Holding — Shields, J.
- The United States District Court for the Eastern District of New York held that Shakespeare could amend her complaint to include certain counts against the defendants, but denied the motion to amend with respect to other claims and the addition of proposed plaintiffs.
Rule
- A party may amend their complaint to add claims unless the proposed amendments are deemed futile or would unduly prejudice the opposing party.
Reasoning
- The United States District Court for the Eastern District of New York reasoned that amendments are generally favored to facilitate a determination on the merits, and that delays alone, absent bad faith or undue prejudice, do not warrant denial of a motion to amend.
- The court found that while some of Shakespeare's proposed amendments were meritorious and not futile, including claims under New York General Business Law § 349 and unjust enrichment, other claims for breach of contract were based on alleged violations of laws that could not support a breach of contract claim.
- Additionally, the court noted that the claims of the proposed plaintiffs were not logically related to Shakespeare’s claims, as they arose from separate transactions and circumstances.
- The court emphasized the need for claims to arise from the same transaction or occurrence for proper joinder under Rule 20 of the Federal Rules of Civil Procedure.
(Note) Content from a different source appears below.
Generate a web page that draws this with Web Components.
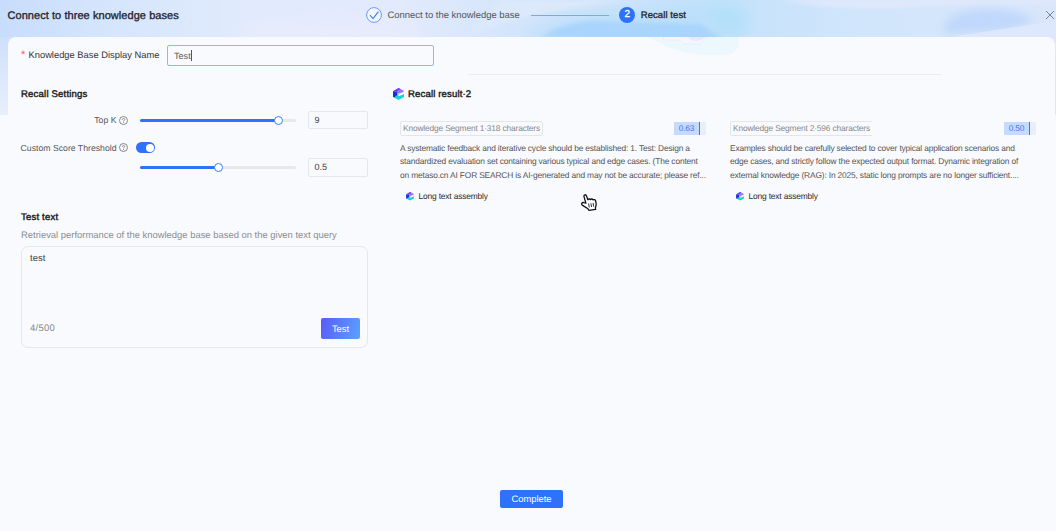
<!DOCTYPE html>
<html lang="en">
<head>
<meta charset="UTF-8">
<title>Recall test</title>
<style>
    html, body {
        margin: 0;
        height: 100%;
        overflow: hidden;
    }
    body {
        font-family: "Liberation Sans", Arial, sans-serif;
        text-rendering: geometricPrecision;
        background: #f9fafe;
        color: #444;
    }
</style>
</head>
<body>
<recall-page></recall-page>

<script>
// Small helper: every component gets an open shadow root with its own styles
class BaseElement extends HTMLElement {
    constructor() {
        super();
        this.attachShadow({ mode: "open" });
        this.shadowRoot.innerHTML = `
            <style>* { box-sizing: border-box; } ${this.styles()}</style>
            ${this.markup()}
        `;
    }
    styles() { return ""; }
    markup() { return ""; }
}

// Cube logo
class KbLogo extends BaseElement {
    styles() {
        return `
            :host { display: block; width: 11px; height: 12px; flex: none; }
            svg { display: block; width: 100%; height: 100%; }
        `;
    }
    markup() {
        return `
            <svg viewBox="0 0 22 24">
                <path d="M11 0 21 5 21 8 13 11 8 10 1 6Z" fill="#9a78f8"/>
                <path d="M11 0 15 2 6 8 1 6Z" fill="#6a45ec"/>
                <path d="M0 6 9 9 9 16 5 20 0 18Z" fill="#1c2be0"/>
                <path d="M9 10 13 11 12 15 9 15Z" fill="#9fc4fa"/>
                <path d="M7 15 13 16 22 12 22 18 11 24 2 19Z" fill="#18d3d4"/>
            </svg>
        `;
    }
}

// Decorative sky behind the header
class SkyBackdrop extends BaseElement {
    styles() {
        return `
            :host { display: block; position: absolute; inset: 0 0 auto 0; height: 115px; overflow: hidden; }
            svg { display: block; }
        `;
    }
    markup() {
        return `
            <svg width="1056" height="115" viewBox="0 0 1056 115">
                <defs>
                    <linearGradient id="base" x1="0" x2="1" y1="0" y2="0">
                        <stop offset="0" stop-color="#c7ddfc"/>
                        <stop offset=".1" stop-color="#d5e5fc"/>
                        <stop offset=".24" stop-color="#e1ebfc"/>
                        <stop offset=".38" stop-color="#e2eafc"/>
                        <stop offset=".52" stop-color="#cfe3fb"/>
                        <stop offset=".7" stop-color="#c6e2fb"/>
                        <stop offset=".82" stop-color="#d1e6fb"/>
                        <stop offset="1" stop-color="#d9e6fb"/>
                    </linearGradient>
                    <linearGradient id="side" x1="0" x2="0" y1="0" y2="1">
                        <stop offset="0" stop-color="#cfe0fb"/>
                        <stop offset="1" stop-color="#e8effc"/>
                    </linearGradient>
                    <filter id="soft" x="-20%" y="-60%" width="140%" height="220%"><feGaussianBlur stdDeviation="7"/></filter>
                    <filter id="mid" x="-20%" y="-60%" width="140%" height="220%"><feGaussianBlur stdDeviation="4"/></filter>
                    <filter id="edge" x="-10%" y="-20%" width="120%" height="140%"><feGaussianBlur stdDeviation="2"/></filter>
                </defs>
                <rect width="1056" height="115" fill="url(#base)"/>
                <rect y="37" width="30" height="78" fill="url(#side)"/>
                <ellipse cx="330" cy="32" rx="90" ry="12" fill="#e8ecfc" filter="url(#soft)"/>
                <path d="M460 40 Q520 10 640 0 L500 0 Z" fill="#dce9fb" filter="url(#edge)"/>
                <path d="M520 40 Q560 14 640 10 L700 0 740 20 745 40Z" fill="#bce0fa" filter="url(#soft)"/>
                <path d="M541 37 Q560 24 590 21 L700 24 726 40Z" fill="#a9d4fb" filter="url(#edge)"/>
                <path d="M706 6 Q740 0 746 16 T722 34Z" fill="#b3e0fa" filter="url(#soft)"/>
                <path d="M780 0 H1056 V4 Q960 4 900 7 T780 0Z" fill="#e2e9fc" filter="url(#edge)"/>
                <path d="M945 34 Q940 14 975 10 T1036 20 L1010 30Z" fill="#c0d8fb" filter="url(#mid)"/>
                <path d="M955 36 Q1010 28 1056 21 V60 H955Z" fill="#dde8fc"/>
            </svg>
        `;
    }
}

// Header: title, steps and close button
class WizardHeader extends BaseElement {
    styles() {
        return `
            :host { display: grid; grid-template-columns: 366px 1fr auto; align-items: center; height: 30px; flex: none; position: relative; }
            h1 { margin: 1px 0 0; padding-left: 7.5px; font-size: 11px; font-weight: 400; letter-spacing: .06px; color: #1d2129; -webkit-text-stroke: .3px #1d2129; }
            .steps { display: flex; align-items: center; font-size: 9.45px; color: #4e5560; white-space: nowrap; }
            .dot { width: 16px; height: 16px; margin-right: 5.5px; display: block; flex: none; }
            .line { width: 78px; height: 1px; background: #7ba6f6; margin: 0 10.5px 0 11px; }
            .num { border-radius: 50%; background: #2e71fb; color: #fff; font-size: 10px; line-height: 16px; text-align: center; -webkit-text-stroke: .3px #fff; }
            .now { color: #1d2129; font-size: 9.5px; letter-spacing: .08px; -webkit-text-stroke: .3px #1d2129; }
            .close { width: 10px; height: 10px; margin-right: 1px; display: block; }
        `;
    }
    markup() {
        return `
            <h1>Connect to three knowledge bases</h1>
            <div class="steps">
                <svg class="dot" viewBox="0 0 16 16" fill="none">
                    <circle cx="8" cy="8" r="7.4" fill="#f2f7ff" stroke="#5a91f8" stroke-width=".9"/>
                    <path d="M4 8.2 7 11.6 12.4 4.6" stroke="#3f7ef8" stroke-width="1.1"/>
                </svg>
                <span>Connect to the knowledge base</span>
                <span class="line"></span>
                <span class="dot num">2</span>
                <span class="now">Recall test</span>
            </div>
            <svg class="close" viewBox="0 0 10 10" stroke="#7a8496" stroke-width="1"><path d="M1 1 9 9M9 1 1 9"/></svg>
        `;
    }
}

// Label with the question mark
class HelpLabel extends BaseElement {
    styles() {
        return `
            :host { display: flex; align-items: center; justify-content: flex-end; gap: 2.5px; font-size: 8.7px; color: #555; white-space: nowrap; }
            svg { width: 9px; height: 9px; flex: none; }
        `;
    }
    markup() {
        return `
            <slot></slot>
            <svg viewBox="0 0 18 18" fill="none" stroke="#666" stroke-width="1.5">
                <circle cx="9" cy="9" r="8"/>
                <path d="M6.6 7.4C6.6 4 11.6 4.2 11.4 7.2 11.3 8.8 9 8.8 9 11"/>
                <path d="M9 12.4V14"/>
            </svg>
        `;
    }
}

class RangeSlider extends BaseElement {
    static get observedAttributes() { return ["percent"]; }
    styles() {
        return `
            :host { display: grid; align-items: center; width: 156px; height: 10px; }
            .track { height: 3px; border-radius: 2px; background: #e7e9e9; display: flex; align-items: center; }
            .fill { height: 3px; border-radius: 2px; background: #2e71fb; }
            .knob { width: 9px; height: 9px; flex: none; margin: 0 -4.5px; border: 1.2px solid #3c7cfb; border-radius: 50%; background: #fff; }
        `;
    }
    markup() {
        return `<div class="track"><div class="fill"></div><div class="knob"></div></div>`;
    }
    attributeChangedCallback(name, old, value) {
        this.shadowRoot.querySelector(".fill").style.width = `${value}%`;
    }
}

class NumberBox extends BaseElement {
    styles() {
        return `
            :host { display: flex; align-items: center; width: 60px; height: 18px; padding-left: 5.5px; border: 1px solid #e6e7ea; border-radius: 2px; font-size: 9px; color: #444; box-sizing: border-box; }
        `;
    }
    markup() { return `<slot></slot>`; }
}

class ToggleSwitch extends BaseElement {
    styles() {
        return `
            :host { display: flex; align-items: center; justify-content: flex-end; width: 19px; height: 11px; border-radius: 6px; background: #2e71fb; padding-right: 1.5px; box-sizing: border-box; }
            i { width: 8px; height: 8px; border-radius: 50%; background: #fff; }
        `;
    }
    markup() { return `<i></i>`; }
}

// Left column: settings and query box
class RecallSettings extends BaseElement {
    styles() {
        return `
            :host { display: block; width: 347px; padding-top: 1px; }
            h2 { margin: 0; font-size: 9.6px; line-height: 12px; font-weight: 400; letter-spacing: .17px; color: #1a1a1a; -webkit-text-stroke: .4px #1a1a1a; }
            .grid { display: grid; grid-template: 18px 37px 20px / 107px 156px 60px; column-gap: 12px; align-items: center; margin-top: 10px; }
            toggle-switch { margin-left: -4px; }
            .second { grid-column: 2 / 4; display: flex; gap: 12px; align-items: center; align-self: start; margin-top: -9px; height: 20px; }
            .second number-box { height: 19px; }
            .query { margin-top: 26px; }
            p { margin: 5px 0; font-size: 9.43px; line-height: 12px; color: #8a8d92; white-space: nowrap; }
            .box { height: 102px; border: 1px solid #e6e7ea; border-radius: 7px; padding: 6px 7px 8px 8px; display: flex; flex-direction: column; justify-content: space-between; font-size: 9.5px; }
            .foot { display: flex; justify-content: space-between; align-items: center; color: #888; letter-spacing: .28px; }
            .go { width: 39px; height: 21px; border-radius: 2px; background: linear-gradient(105deg, #565cfb, #5b7afd 45%, #58a2ff); color: #fff; display: grid; place-items: center; font-size: 9.4px; letter-spacing: 0; }
        `;
    }
    markup() {
        return `
            <h2>Recall Settings</h2>
            <div class="grid">
                <help-label>Top K</help-label>
                <range-slider percent="89"></range-slider>
                <number-box>9</number-box>
                <help-label>Custom Score Threshold</help-label>
                <toggle-switch></toggle-switch>
                <span></span>
                <div class="second">
                    <range-slider percent="50"></range-slider>
                    <number-box>0.5</number-box>
                </div>
            </div>
            <div class="query">
                <h2>Test text</h2>
                <p>Retrieval performance of the knowledge base based on the given text query</p>
                <div class="box">
                    <span>test</span>
                    <div class="foot"><span>4/500</span><span class="go">Test</span></div>
                </div>
            </div>
        `;
    }
}

// One recalled segment; the lines come in through the slot
class SegmentCard extends BaseElement {
    styles() {
        return `
            :host { display: block; width: 306px; font-size: 8.4px; letter-spacing: -.16px; }
            .top { display: flex; justify-content: space-between; align-items: center; height: 15px; }
            .tag { height: 15px; border: 1px solid #e4e5e7; border-radius: 2px; padding: 0 2px; line-height: 13px; color: #888; white-space: nowrap; }
            :host([open-end]) .tag { border-right-color: transparent; }
            .score { width: 32px; height: 13px; background: #e7eefe; display: flex; }
            .score b { width: 26px; background: #c5dafd; border-right: 1px solid #3b76ee; color: #3e7af5; font-weight: 400; line-height: 13px; text-align: center; font-size: 8.3px; letter-spacing: -.1px; }
            .body { margin-top: 6px; line-height: 13.3px; color: #555; white-space: pre; }
            .from { display: flex; align-items: center; gap: 4.5px; margin: 9.5px 0 0 6px; color: #2a2a2a; line-height: 10px; }
            kb-logo { width: 8px; height: 8.5px; }
        `;
    }
    markup() {
        return `
            <div class="top"><span class="tag"></span><span class="score"><b></b></span></div>
            <div class="body"><slot></slot></div>
            <div class="from"><kb-logo></kb-logo><span>Long text assembly</span></div>
        `;
    }
    connectedCallback() {
        this.shadowRoot.querySelector(".tag").textContent = this.getAttribute("label");
        this.shadowRoot.querySelector("b").textContent = this.getAttribute("score");
    }
}

class RecallResults extends BaseElement {
    styles() {
        return `
            :host { display: block; }
            h2 { margin: 0; display: flex; align-items: center; gap: 4px; height: 12px; font-size: 9.6px; font-weight: 400; letter-spacing: .13px; color: #1a1a1a; -webkit-text-stroke: .4px #1a1a1a; }
            .cards { display: flex; gap: 24px; margin: 21px 0 0 7px; }
        `;
    }
    markup() {
        return `
            <h2><kb-logo></kb-logo><span>Recall result·2</span></h2>
            <div class="cards">
                <segment-card label="Knowledge Segment 1·318 characters" score="0.63"><div>A systematic feedback and iterative cycle should be established: 1. Test: Design a</div><div>standardized evaluation set containing various typical and edge cases. (The content</div><div>on metaso.cn AI FOR SEARCH is AI-generated and may not be accurate; please ref...</div></segment-card>
                <segment-card open-end label="Knowledge Segment 2·596 characters" score="0.50"><div>Examples should be carefully selected to cover typical application scenarios and</div><div>edge cases, and strictly follow the expected output format. Dynamic integration of</div><div>external knowledge (RAG): In 2025, static long prompts are no longer sufficient....</div></segment-card>
            </div>
        `;
    }
}

// Hand pointer floating over the results
class HandPointer extends BaseElement {
    styles() {
        return `
            :host { display: block; position: absolute; left: 581px; top: 194px; width: 16px; height: 17px; }
            svg { display: block; width: 100%; height: 100%; }
        `;
    }
    markup() {
        return `
            <svg viewBox="0 0 16 17" fill="#fff" stroke="#111" stroke-width="1.3" stroke-linejoin="round">
                <path d="M4.9 9.2 3 2.6C2.6.6 4.9.1 5.4 1.8L6.9 5.8C7.5 4.7 9 4.8 9.4 5.6 10.2 4.6 11.7 4.9 12 5.9 13.1 5.1 14.4 5.8 14.6 7 15.4 9.6 15.4 11.6 14.4 13.6L14.6 15.4 7.8 16.3 7 14.8 1.6 11.4C-.2 10 1 8 2.8 8.6Z"/>
                <path d="M7.6 9.6 8.3 13.4M9.9 9.3 10.5 13M12.1 9 12.6 12.6" fill="none" stroke-width=".9"/>
            </svg>
        `;
    }
}

class RecallPage extends BaseElement {
    styles() {
        return `
            :host { display: flex; flex-direction: column; width: 1056px; height: 531px; position: relative; overflow: hidden; }
            .panel { position: relative; flex: 1; margin: 7px 1px 0 8px; border-radius: 8px 8px 0 0; background: #f9fafe; overflow: hidden; display: flex; flex-direction: column; }
            .glow { position: absolute; left: 638px; top: 0; }
            .name { position: relative; display: flex; align-items: center; height: 21px; margin: 8px 0 0 13px; font-size: 9.35px; color: #333; }
            .name i { font-style: normal; font-size: 11px; line-height: 11px; color: #f35b5b; width: 7.5px; }
            .name span { width: 138.5px; margin-top: -2px; }
            .field { width: 267px; height: 21px; border: 1px solid #8fb6f8; border-radius: 2px; padding-left: 6px; display: flex; align-items: center; font-size: 9.1px; color: #555; }
            .field::after { content: ""; width: 1px; height: 11px; background: #555; }
            hr { width: 473px; height: 1px; border: 0; background: #ececf0; margin: 8px 0 0 460px; }
            .cols { display: flex; gap: 24px; margin: 13px 0 0 13px; }
            recall-settings { margin-right: 1px; }
            .done { width: 63px; height: 18px; border-radius: 2px; background: #2e71fb; color: #fff; font-size: 9.4px; line-height: 17px; text-align: center; margin: auto 0 23px 492px; }
        `;
    }
    markup() {
        return `
            <sky-backdrop></sky-backdrop>
            <wizard-header></wizard-header>
            <div class="panel">
                <svg class="glow" width="94" height="19" viewBox="0 0 94 19">
                    <path d="M0 0H93V8Q90 18 78 18H58Q28 15 14 6Z" fill="#edf8fe"/>
                    <path d="M17 0H62L54 7H38L33 3H18Z" fill="#f5f7fe" stroke="#e4eafa" stroke-width=".7"/>
                    <path d="M43 0H60Q56 4 50 4T43 0Z" fill="#e5ebfb"/>
                </svg>
                <div class="name"><i>*</i><span>Knowledge Base Display Name</span><div class="field">Test</div></div>
                <hr>
                <div class="cols">
                    <recall-settings></recall-settings>
                    <recall-results></recall-results>
                </div>
                <div class="done">Complete</div>
            </div>
            <hand-pointer></hand-pointer>
        `;
    }
}

customElements.define("kb-logo", KbLogo);
customElements.define("sky-backdrop", SkyBackdrop);
customElements.define("wizard-header", WizardHeader);
customElements.define("help-label", HelpLabel);
customElements.define("range-slider", RangeSlider);
customElements.define("number-box", NumberBox);
customElements.define("toggle-switch", ToggleSwitch);
customElements.define("recall-settings", RecallSettings);
customElements.define("segment-card", SegmentCard);
customElements.define("recall-results", RecallResults);
customElements.define("hand-pointer", HandPointer);
customElements.define("recall-page", RecallPage);
</script>
</body>
</html>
Deep Dive: How the Court Reached Its Decision
Court’s Reasoning on Amendment of Complaints
The court emphasized that amendments to pleadings are generally favored in order to facilitate a determination on the merits of a case. It noted that under Rule 15 of the Federal Rules of Civil Procedure, leave to amend should be granted “freely” when justice requires it. The court recognized that mere delay in seeking an amendment does not, in itself, justify denial, unless it is accompanied by a showing of bad faith or undue prejudice to the opposing party. In this case, while there had been a significant passage of time since the initial complaint was filed, the plaintiff provided plausible explanations for the delays, stating that her motion followed a remand from the Second Circuit. The court found that such explanations mitigated concerns regarding undue delay, reinforcing the notion that timeliness alone is insufficient ground for denying an amendment. Furthermore, the court highlighted that the proposed amendments aimed to address the same core issues as the original complaint, thus maintaining a logical connection to the ongoing litigation.
Futility of Proposed Claims
The court evaluated the proposed amendments to determine whether they were futile. It stated that an amendment is considered futile if it fails to state a legally cognizable claim or does not raise triable issues of fact. In this instance, the court found that some of the proposed claims under New York General Business Law § 349 and unjust enrichment were sufficiently plausible to survive a motion to dismiss. However, it determined that the claims for breach of contract were based on alleged violations of laws that could not support a breach of contract claim, rendering those particular claims futile. The court also addressed objections raised by the defendants, particularly regarding the sufficiency of the plaintiff’s allegations concerning unauthorized fees and compliance with regulations. While acknowledging the potential merit of the defendants' arguments, the court concluded that at the pleading stage, the plaintiff had adequately stated plausible claims for certain counts, while other counts failed to meet the necessary legal standards.
Joinder of Additional Plaintiffs
The court addressed the plaintiff's attempt to join two proposed plaintiffs to the action, which was denied. It explained that for permissive joinder under Rule 20 of the Federal Rules of Civil Procedure, the claims must arise from the same transaction or occurrence and share a common question of law or fact. The court found that the claims of the proposed plaintiffs were not logically related to those of the original plaintiff, as they arose from separate loans obtained from different lenders under distinct circumstances. The court highlighted that the proposed plaintiffs' allegations did not connect to the patterns of conduct alleged in the original complaint, which centered on the improper payment of property taxes. Consequently, the court held that the essential facts of the claims were separate and distinct, thus failing to satisfy the requirements for joinder.
Assessment of Prejudice
The court further assessed whether allowing the amendments would unduly prejudice the defendants. It noted that undue prejudice is considered the most important reason for denying a motion to amend, requiring a significant showing from the non-moving party. The court found that while the proposed amendments would necessitate additional discovery, this did not rise to the level of undue prejudice, especially since the motion to amend was filed before the commencement of discovery. The court acknowledged that any additional burden on the defendants from the amended claims was a common consequence in litigation and insufficient to deny the motion. Moreover, the court concluded that the defendants had not sufficiently demonstrated that they would be unfairly disadvantaged or that the amendments would significantly delay the proceedings.
Conclusion of the Court
In conclusion, the court granted the plaintiff's motion to amend her complaint in part and denied it in part. It allowed the inclusion of certain counts against the defendants while rejecting others on the grounds of futility. The court emphasized the importance of permitting amendments that could facilitate justice and a fair determination of the merits. It also reiterated that while claims must be logically connected to support joinder, the plaintiff’s right to amend is generally upheld unless there are compelling reasons to deny it. The court directed the plaintiff to file an amended complaint reflecting the approved changes and clarified that the proposed plaintiffs could pursue their claims separately if they chose to do so.